According to South Carolina’s Dawn Staley, it seems like the odds of any ACC team playing the Gamecocks this year are slim, even though several are within a few hours of a drive. Staley said Wednesday that the ACC playing an expanded conference slate this season made scheduling non-conference match-ups a bit more difficult. USC faced Clemson and Duke last season, and have faced the Tigers — an in-state rival — every season since 1976.

“(The ACC is) only going to play four games outside of their conference. And, unfortunately, they don’t want to use one of those to play us. So, we’ll have to pick up next year hopefully,” Staley said on Zoom call with reporters Wednesday. “We’re in discussion with Clemson. They want to play the game, but I don’t know if we got a date that will match-up to that. We’re trying to play that one.”

The SEC is playing a 16-game conference schedule this season and the Gamecocks will likely play at least six non-conference games. Three of those will come from a multi-team tournament in late November that South Carolina is expecting to play in.

According to NCAA rules for this season, teams can schedule 23 regular season games and participate in one multi-team tournament that includes up to four games, or they can schedule 25 regular season games outright. While the Division I Council recommends each team play a minimum of four non-conference games, ACC teams would be able to play five to seven, depending on if they participated in a multi-team event.

For now, basketball schedules — along with everything else in the year of the coronavirus — keeps evolving.

“We’re still waiting on the ACC to get that schedule. And then it kind of falls after that. So, one domino has got to kind of get pushed down first, and then we’ll be able to work on those other ones,” Lawson said. “It is unique, because you know, you’re not going to play as many non-conference (games) as you normally do in a season. And so, we’ll have to figure all that out with respect to the COVID protocols and all of those things.

“I’m waiting for it too, man.

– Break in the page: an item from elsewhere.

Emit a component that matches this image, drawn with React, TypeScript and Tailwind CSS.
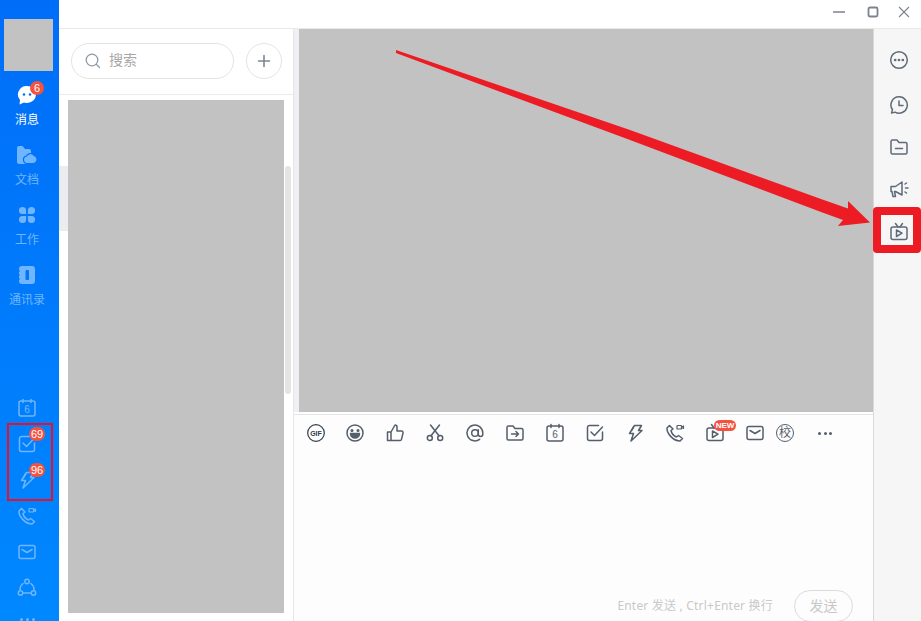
import type { ReactNode } from "react";

const cjk = "font-['Liberation_Sans','Noto_Sans_CJK_SC',sans-serif]";

function Line({ size = 20, className = "", children }: { size?: number; className?: string; children: ReactNode }) {
  return (
    <svg
      width={size}
      height={size}
      viewBox="0 0 20 20"
      fill="none"
      stroke="currentColor"
      strokeWidth="1.5"
      strokeLinecap="round"
      strokeLinejoin="round"
      className={className}
    >
      {children}
    </svg>
  );
}

const CalendarIcon = () => (
  <Line>
    <rect x="2" y="3" width="16" height="15" rx="2" />
    <path d="M6 1.500v3M14 1.500v3" />
    <text x="10" y="15" fontSize="10" textAnchor="middle" fill="currentColor" stroke="none" fontFamily="Liberation Sans">6</text>
  </Line>
);
const TodoIcon = () => (
  <Line>
    <path d="M17.500 9v6.500a2 2 0 0 1-2 2h-11a2 2 0 0 1-2-2v-11a2 2 0 0 1 2-2h9" />
    <path d="M6 9l3.500 3.500L17.500 4" />
  </Line>
);
const FlashIcon = () => (
  <Line>
    <path d="M9.500 2.500h7l-3 5h3.500L6 18l2.500-7.500H4.500z" />
    <path d="M7 7l1.500-3" />
  </Line>
);
const PhoneIcon = () => (
  <Line>
    <path d="M4.500 2.500L2 5c-.5 5 6 13 13 13l2.500-2.500-4-3-2 1.500c-2.500-1-5-4-5.500-6.500L8 6z" />
    <rect x="12" y="2.500" width="4.500" height="3.500" rx=".6" strokeWidth="1.200" />
    <path d="M16.500 4l2-1v2.500l-2-1" strokeWidth="1.200" />
  </Line>
);
const MailIcon = () => (
  <Line>
    <rect x="2" y="3.500" width="16" height="13" rx="2" />
    <path d="M5 7.500l5 3 5-3" />
  </Line>
);
const ShareIcon = () => (
  <Line>
    <circle cx="10" cy="3.500" r="2.200" />
    <circle cx="3.500" cy="15" r="2.200" />
    <circle cx="16.500" cy="15" r="2.200" />
    <path d="M6.500 15h7M6 5.500A8 8 0 0 0 3 12M14 5.500A8 8 0 0 1 17 12" />
  </Line>
);
const TvIcon = () => (
  <Line>
    <rect x="2" y="5" width="16" height="12.500" rx="2" />
    <path d="M6.500 1.500L9 5M13.500 1.500L11 5" />
    <path d="M7.500 8l5.500 3.200-5.500 3.300z" />
  </Line>
);

function NavItem({ label, active, icon, badge }: { label: string; active?: boolean; icon: ReactNode; badge?: string }) {
  return (
    <div className={`flex h-[60px] flex-col items-center ${active ? "text-white" : "text-[#70b5ff]"}`}>
      <div className="relative mt-[7px] flex h-[24px] w-[24px] items-center justify-center">
        {icon}
        {badge && (
          <span className="absolute right-[-5px] top-[-2px] flex h-[14px] w-[14px] items-center justify-center rounded-full bg-[#f4523f] text-[11px] leading-none text-white">
            {badge}
          </span>
        )}
      </div>
      <span className="mt-[5px] text-[12px] leading-[16px]">{label}</span>
    </div>
  );
}

function RailIcon({ icon, badge }: { icon: ReactNode; badge?: string }) {
  return (
    <div className="relative flex h-[36px] w-full items-center justify-center text-[#70b5ff]">
      {icon}
      {badge && (
        <span className="absolute left-[29px] top-[1px] flex h-[14px] w-[16px] items-center justify-center rounded-full bg-[#f4523f] text-[11px] leading-none text-white">
          {badge}
        </span>
      )}
    </div>
  );
}

function Sidebar() {
  return (
    <aside className="relative flex h-full w-[59px] shrink-0 flex-col bg-linear-to-b from-[#006df8] to-[#0088ff] pt-[19px]">
      <div className="mx-[4px] h-[52px] w-[49px] bg-[#c2c2c2]" />
      <div className="mt-[5px] flex flex-col pr-[5px]">
        <NavItem
          label="消息"
          active
          badge="6"
          icon={
            <svg width="20" height="20" viewBox="0 0 20 20">
              <path d="M10 1a9 8.500 0 0 1 0 17c-1.500 0-2-.3-3-.5L2.500 19.500l.5-4.500A8.500 8.500 0 0 1 10 1z" fill="#fff" />
              <circle cx="7" cy="9.500" r="1.300" fill="#0070f5" />
              <circle cx="13" cy="9.500" r="1.300" fill="#0070f5" />
            </svg>
          }
        />
        <NavItem
          label="文档"
          icon={
            <svg width="20" height="20" viewBox="0 0 20 20">
              <path d="M0 3a2 2 0 0 1 2-2h3.500l2.500 3h4a2 2 0 0 1 2 2v11a2 2 0 0 1-2 2H2a2 2 0 0 1-2-2z" fill="#70b5ff" />
              <path d="M10 18.500a3.800 3.800 0 0 1-.6-7.500A4.500 4.500 0 0 1 17 10.300a4.200 4.200 0 0 1-.5 8.200z" fill="#70b5ff" stroke="#0074f9" strokeWidth="1.200" />
            </svg>
          }
        />
        <NavItem
          label="工作"
          icon={
            <svg width="18" height="18" viewBox="0 0 20 20" fill="#70b5ff">
              <path d="M5 1a4 4 0 0 1 4 4v4H5A4 4 0 0 1 5 1zM15 1a4 4 0 0 0-4 4v4h4a4 4 0 0 0 0-8zM5 19a4 4 0 0 0 4-4v-4H5a4 4 0 0 0 0 8zM15 19a4 4 0 0 1-4-4v-4h4a4 4 0 0 1 0 8z" />
            </svg>
          }
        />
        <NavItem
          label="通讯录"
          icon={
            <svg width="20" height="20" viewBox="0 0 20 20">
              <rect x="2" y="1" width="16" height="18" rx="3" fill="#70b5ff" />
              <rect x="8.500" y="5" width="3.500" height="10" rx="1" fill="#0076f8" />
              <path d="M1.500 6h1.500M1.500 10h1.500M1.500 14h1.500" stroke="#0076f8" strokeWidth="1.200" />
            </svg>
          }
        />
      </div>
      <div className="mt-auto mb-[-13px] flex flex-col pr-[5px]">
        <RailIcon icon={<CalendarIcon />} />
        <RailIcon icon={<TodoIcon />} badge="69" />
        <RailIcon icon={<FlashIcon />} badge="96" />
        <RailIcon icon={<PhoneIcon />} />
        <RailIcon icon={<MailIcon />} />
        <RailIcon icon={<ShareIcon />} />
        <div className="flex h-[28px] justify-center gap-[3px] pt-[12px]">
          <i className="h-[3px] w-[3px] rounded-full bg-[#70b5ff]" />
          <i className="h-[3px] w-[3px] rounded-full bg-[#70b5ff]" />
          <i className="h-[3px] w-[3px] rounded-full bg-[#70b5ff]" />
        </div>
      </div>
      <div className="absolute left-[7px] top-[423px] h-[78px] w-[46px] border-2 border-[#e8112d]" />
    </aside>
  );
}

function ListPanel() {
  return (
    <section className="flex h-full w-[234px] shrink-0 flex-col bg-white">
      <div className="flex h-[66px] shrink-0 items-center border-b border-[#ebebeb] pb-[2px] pl-[12px] pr-[11px]">
        <div className="flex h-[36px] w-[163px] items-center rounded-full border border-[#e3e3e3] pl-[13px]">
          <svg width="16" height="16" viewBox="0 0 16 16" fill="none" stroke="#8f9aa6" strokeWidth="1.300" strokeLinecap="round">
            <circle cx="7" cy="7" r="5.800" />
            <path d="M11.500 11.500l3 3" />
          </svg>
          <span className="ml-[8px] text-[14px] text-[#a8a8a8]">搜索</span>
        </div>
        <div className="ml-auto flex h-[36px] w-[36px] items-center justify-center rounded-full border border-[#e3e3e3]">
          <svg width="14" height="14" viewBox="0 0 14 14" stroke="#7f8791" strokeWidth="1.600" strokeLinecap="round">
            <path d="M7 1.500v11M1.500 7h11" />
          </svg>
        </div>
      </div>
      <div className="relative flex min-h-0 flex-1 pl-[9px] pt-[5px]">
        <div className="absolute left-0 top-[71px] h-[65px] w-[9px] bg-[#ebecf0]" />
        <div className="h-[513px] w-[216px] bg-[#c2c2c2]" />
        <div className="ml-[1px] mt-[66px] h-[228px] w-[6px] rounded-full bg-[#e4e4e4]" />
      </div>
    </section>
  );
}

function ToolIcon({ children, className = "w-10" }: { children: ReactNode; className?: string }) {
  return <div className={`relative flex h-[20px] items-center justify-center ${className}`}>{children}</div>;
}

function Toolbar() {
  return (
    <div className="flex shrink-0 items-center pl-[1px] pt-[8px] text-[#555e6b]">
      <ToolIcon>
        <svg width="20" height="20" viewBox="0 0 20 20" fill="none" stroke="#333b4a" strokeWidth="1.200" className="ml-[2px]">
          <circle cx="10" cy="10" r="8.300" />
          <text x="10" y="12.700" fontSize="7" fontWeight="700" textAnchor="middle" fill="#333b4a" stroke="none" fontFamily="Liberation Sans">GIF</text>
        </svg>
      </ToolIcon>
      <ToolIcon>
        <Line>
          <circle cx="10" cy="10" r="8" />
          <circle cx="7" cy="7.500" r=".8" fill="currentColor" />
          <circle cx="13" cy="7.500" r=".8" fill="currentColor" />
          <path d="M5.500 10.500h9a4.500 4.500 0 0 1-9 0z" fill="currentColor" />
        </Line>
      </ToolIcon>
      <ToolIcon>
        <Line>
          <path d="M6 9h-3.500v8.500H15a1.500 1.500 0 0 0 1.500-1.200L18 10a1.500 1.500 0 0 0-1.500-2H12V4a2 2 0 0 0-2-2L6 9v8.500" />
        </Line>
      </ToolIcon>
      <ToolIcon>
        <Line>
          <circle cx="4.800" cy="15" r="2.500" />
          <circle cx="15.200" cy="15" r="2.500" />
          <path d="M6 12.800L14.500 2M14 12.800L5.500 2" />
        </Line>
      </ToolIcon>
      <ToolIcon>
        <Line>
          <circle cx="10" cy="10" r="3.300" />
          <path d="M13.300 6.700v4.500a2.200 2.200 0 0 0 4.500 0V10a7.900 7.900 0 1 0-3.200 6.300" />
        </Line>
      </ToolIcon>
      <ToolIcon>
        <Line>
          <path d="M2 4.500A1.500 1.500 0 0 1 3.500 3H8l2 2.500h6.500A1.500 1.500 0 0 1 18 7v8.500a1.500 1.500 0 0 1-1.500 1.500h-13A1.500 1.500 0 0 1 2 15.500z" />
          <path d="M6.500 11h7M11 8.500l2.500 2.500-2.500 2.500" />
        </Line>
      </ToolIcon>
      <ToolIcon><CalendarIcon /></ToolIcon>
      <ToolIcon><TodoIcon /></ToolIcon>
      <ToolIcon><FlashIcon /></ToolIcon>
      <ToolIcon><PhoneIcon /></ToolIcon>
      <ToolIcon>
        <TvIcon />
        <span className="absolute left-[19px] top-[-3px] flex h-[11px] w-[22px] items-center justify-center rounded-full bg-[#f4523f] text-[8px] font-bold leading-none text-white">
          NEW
        </span>
      </ToolIcon>
      <ToolIcon><MailIcon /></ToolIcon>
      <ToolIcon className="w-[20px]">
        <span className="flex h-[18px] w-[18px] shrink-0 items-center justify-center rounded-full border border-[#555e6b] text-[12px] leading-none">校</span>
      </ToolIcon>
      <ToolIcon className="ml-[10px] w-10">
        <div className="flex gap-[2.500px]">
          <i className="h-[3px] w-[3px] rounded-full bg-[#555e6b]" />
          <i className="h-[3px] w-[3px] rounded-full bg-[#555e6b]" />
          <i className="h-[3px] w-[3px] rounded-full bg-[#555e6b]" />
        </div>
      </ToolIcon>
    </div>
  );
}

function MainPanel() {
  return (
    <section className="flex h-full min-w-0 flex-1 flex-col border-l border-[#e6e6e6] bg-[#fdfdfd]">
      <div className="flex h-[383px] shrink-0 bg-[#eef0f3] pl-[5px]">
        <div className="flex-1 bg-[#c2c2c2]" />
      </div>
      <div className="h-[2px] shrink-0 bg-white" />
      <div className="h-[1px] shrink-0 bg-[#e4e4e4]" />
      <Toolbar />
      <div className="mt-auto mb-[-1px] flex items-center justify-end pr-[20px]">
        <span className="font-['Noto_Sans','Noto_Sans_CJK_SC',sans-serif] text-[12px] tracking-[0.2px] text-[#c9c9c9]">Enter 发送 , Ctrl+Enter 换行</span>
        <div className="ml-[21px] flex h-[32px] w-[59px] items-center justify-center rounded-full border border-[#dcdcdc] text-[14px] text-[#c8c8c8]">
          发送
        </div>
      </div>
    </section>
  );
}

function RightRail() {
  return (
    <aside className="flex h-full w-[48px] shrink-0 flex-col items-center border-l border-[#d9d9d9] bg-[#f6f6f6] pl-[3px] pt-[21px] text-[#5f6b78]">
      <Line>
        <circle cx="10" cy="10" r="8.300" />
        <circle cx="6.200" cy="10" r=".6" fill="currentColor" />
        <circle cx="10" cy="10" r=".6" fill="currentColor" />
        <circle cx="13.800" cy="10" r=".6" fill="currentColor" />
      </Line>
      <Line className="mt-[25px]">
        <path d="M10 1.800a8.200 8.200 0 1 1-4 15.300l-3.500 1 1-3.300A8.200 8.200 0 0 1 10 1.800z" />
        <path d="M10 6v4.500h4" />
      </Line>
      <Line className="mt-[22px]">
        <path d="M2 4.500A1.500 1.500 0 0 1 3.500 3H8l2 2.500h6.500A1.500 1.500 0 0 1 18 7v8.500a1.500 1.500 0 0 1-1.500 1.500h-13A1.500 1.500 0 0 1 2 15.500z" />
        <path d="M6.500 11.500h7" />
      </Line>
      <Line className="mt-[22px]">
        <path d="M2 7.500h4.500L13 3v13l-6.500-3.500H5.500L6.500 17.500H4L3 12.500H2z" />
        <path d="M16 5l1.500-1M16.500 9H19M16 13l1.500 1" />
      </Line>
      <div className="mt-[23px]"><TvIcon /></div>
    </aside>
  );
}

export default function App() {
  return (
    <div className={`relative flex h-[621px] w-[921px] flex-col overflow-hidden bg-white ${cjk}`}>
      <div className="flex min-h-0 flex-1">
        <Sidebar />
        <div className="flex min-w-0 flex-1 flex-col">
          <header className="flex h-[29px] shrink-0 items-start justify-end border-b border-[#e9e9e9] pr-[11px] pt-[6px] text-[#7c838c]">
            <svg width="12" height="12" viewBox="0 0 12 12" stroke="currentColor" strokeWidth="1.500"><path d="M0 6h12" /></svg>
            <svg width="12" height="12" viewBox="0 0 12 12" fill="none" stroke="currentColor" strokeWidth="1.800" className="ml-[22px]"><rect x="1.500" y="1.500" width="9" height="9" rx="1.500" /></svg>
            <svg width="12" height="12" viewBox="0 0 12 12" stroke="currentColor" strokeWidth="1.100" className="ml-[19px]"><path d="M1 1l10 10M11 1L1 11" /></svg>
          </header>
          <div className="flex min-h-0 flex-1">
            <ListPanel />
            <MainPanel />
            <RightRail />
          </div>
        </div>
      </div>
      <svg className="pointer-events-none absolute left-0 top-0" width="921" height="621" viewBox="0 0 921 621">
        <polygon points="396,50 630,130 821,199 848,208.500 848,201 870,222.500 838,226 843,220 821,212 630,140 396,53" fill="#ed1c24" />
      </svg>
      <div className="pointer-events-none absolute left-[873px] top-[207px] h-[46px] w-[48px] rounded-[4px] border-[8px] border-[#ed1c24]" />
    </div>
  );
}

I’m ready to have it like yesterday.”

ACC extras

  • Danielle Cosgrove will not play for Notre Dame this season. In a statement from the program, the junior forward said she was “taking a leave of absence” from the team until the second semester to focus on her mental health. A 6-foot-4 native of Holbrook, New York, Cosgrove averaged 13 minutes per-game across 31 contests last season for the Irish.

  • Two ACC teams are still in the running for one of the top prospects in the 2022 class. Maya Nnaji — tabbed a five-star recruit and the eighth best player in her class by ESPN — has Virginia and Louisville in her final 13 schools. A native of Hopkins, Minnesota, ESPN calls the 6-foot-4 forward a “skilled interior performer” with an “emerging face-up game” and a “defensive intimidator” who can “alter shots.”

  • Here’s what Lawson said Wednesday about Duke’s lone true freshman this season, Vanessa de Jesus, a former top 40 recruit: “I think she’s done a really good job. She’s focused, she’s disciplined, she works hard and gives great effort every day, so I’m pleased with how Vanessa is, how she’s progressed, and I think she’s going to be a big part of our team this year. I think she’s going to grow a lot through the year as well. She seems to be a player that if you put more in front of her and challenge her, she’s going to work hard to meet it, and I like that about her.”

  • Former UNC guard Olivia Smith has landed at Coastal Carolina as a grad transfer. She played in 52 games across three seasons for the Tar Heels, but missed last season while rehabbing from an injury. A native of Raleigh, she made 32.6 percent of her three-pointers for the Tar Heels.

  • Lindy’s Sports Pre-Season First Team All-Americans included two ACC players in Louisville’s Dana Evans and N.C. State’s Elissa Cunane.

  • Georgia Tech unveiled its new women’s basketball locker room Wednesday, featuring some very comfy-looking chairs, a hydrotherapy area and — perhaps most importantly — a Keurig machine.

  • Pitt will have its first official practice Sunday afternoon. It’s the third season on the job for head coach Lance White and the program is hoping to build off an unexpected win over Notre Dame in last year’s ACC tournament.